Not much more to it, really. It should be fairly straightforward, especially after analyzing sample application. I hosted MemTracer project at Google Code (NOTE: later moved to Github). You’re free to do whatever you want it with, however if you come up with some amazing modification, it’d be nice if you commited it back to the main branch. That’s one of the reasons I’m releasing it, it works well enough for me, so I kinda lost the urget to tinker with it, but I figure there’s lots of cool stuff that could be added still. Even if not - I believe it may be very helpful in current shape as well, over the last few years I’ve used it in 4 big multi-platform projects and it saved me lots of time every time (as in making the game run on a PS3 (again) in two days, instead of planned two weeks :). Have fun.
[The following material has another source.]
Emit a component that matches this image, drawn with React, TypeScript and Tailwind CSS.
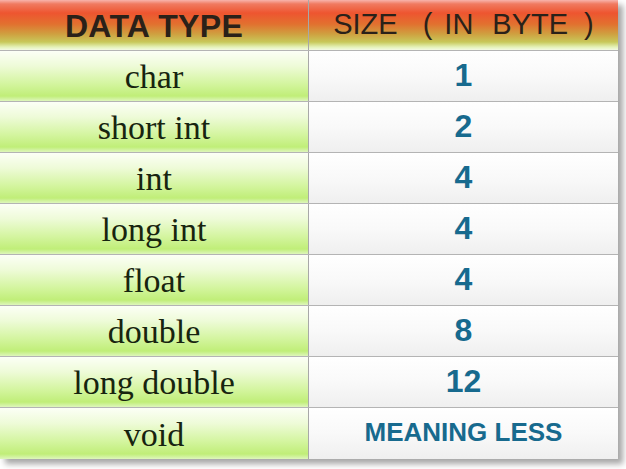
const rows: { type: string; size: string; small?: boolean }[] = [
  { type: "char", size: "1" },
  { type: "short int", size: "2" },
  { type: "int", size: "4" },
  { type: "long int", size: "4" },
  { type: "float", size: "4" },
  { type: "double", size: "8" },
  { type: "long double", size: "12" },
  { type: "void", size: "MEANING LESS", small: true },
];

export default function App() {
  return (
    <div className="w-[626px] h-[469px] bg-white">
      <div className="w-[618px] shadow-[5px_5px_6px_rgba(0,0,0,0.35)] font-['Liberation_Sans',Arial,sans-serif]">
        {/* header */}
        <div className="grid grid-cols-[309px_309px] h-[51px] bg-[linear-gradient(to_bottom,#f8b4ac_0%,#f07a60_8%,#ee5530_26%,#e2702f_48%,#cfa040_68%,#c8c85a_84%,#e4f2b8_94%,#f4fae4_100%)] border-b border-[#b4b4b4]">
          <div className="flex items-center justify-center border-r border-[#a8a8a8] text-[32px] font-bold text-[#2a2119] leading-none pt-[2px] tracking-[0.3px]">
            DATA TYPE
          </div>
          <div className="flex items-center justify-center text-[29px] text-[#2a2119] leading-none pb-[2px]">
            <span>SIZE</span>
            <span className="ml-[25px]">(</span>
            <span className="ml-[12px]">IN</span>
            <span className="ml-[19px]">BYTE</span>
            <span className="ml-[16px]">)</span>
          </div>
        </div>

        {rows.map((r, i) => (
          <div
            key={i}
            className="grid grid-cols-[309px_309px] h-[51px] border-b border-[#b4b4b4] last:border-b-0"
          >
            <div className="flex items-center justify-center border-r border-[#a8a8a8] bg-[linear-gradient(to_bottom,#fcfff6_0%,#eefbd8_30%,#d4f5a0_65%,#c0ee78_90%,#def6bc_100%)] font-['Liberation_Serif','Times_New_Roman',serif] text-[34px] text-[#17240f] leading-none pt-[2px]">
              {r.type}
            </div>
            <div
              className={
                r.small
                  ? "flex items-center justify-center bg-[linear-gradient(to_bottom,#ffffff_0%,#f9f9f9_50%,#efefef_100%)] text-[26px] font-bold text-[#176a8e] leading-none pb-[4px]"
                  : "flex items-center justify-center bg-[linear-gradient(to_bottom,#ffffff_0%,#f9f9f9_50%,#efefef_100%)] text-[32px] font-bold text-[#176a8e] leading-none pb-[2px]"
              }
            >
              {r.size}
            </div>
          </div>
        ))}
      </div>
    </div>
  );
}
Memory usage graph employs C2DPushGraph library by Stuart Konen.
Old comments
admin 2010-12-15 03:00:53
Not sure if I understand you correctly. If you mean callstacks for allocated memory blocks - it’s already there (you’ll need to add a snapshot, then double-click it for details).
Chris D 2010-12-13 23:10:20
Have you considered adding backtraces?
kuranes 2010-11-15 19:37:09
Thanks for sharing code, seems a very helpful tool.
Another interesting somehow similar tool I was using before is Memory Analyzer ( http://blog.makingartstudios.com/?p=39 binary here, no source code alas)
admin 2010-11-15 02:11:51
Thanks, Arseny, I knew I could count on you when it comes to PS3 stuff (had no idea about addr2line, gonna give it a try tomorrow).
BTW, sorry about crappy formatting, I’ll try to fix it soon, for now I’m fighting with some stupid mod_security errors and waiting for reply from my host provider.
Arseny Kapoulkine 2010-11-14 19:33:39
You don’t need to parse map file on PS3 - just use addr2line (or the equivalent ps3bin for self). At my previous job we actually built a binutils DLL version (with tweaks for self support) and pinvoked into it from C#, though that’s not for the faint of heart (i.e. source code needs some changes to compile under mingw-64…).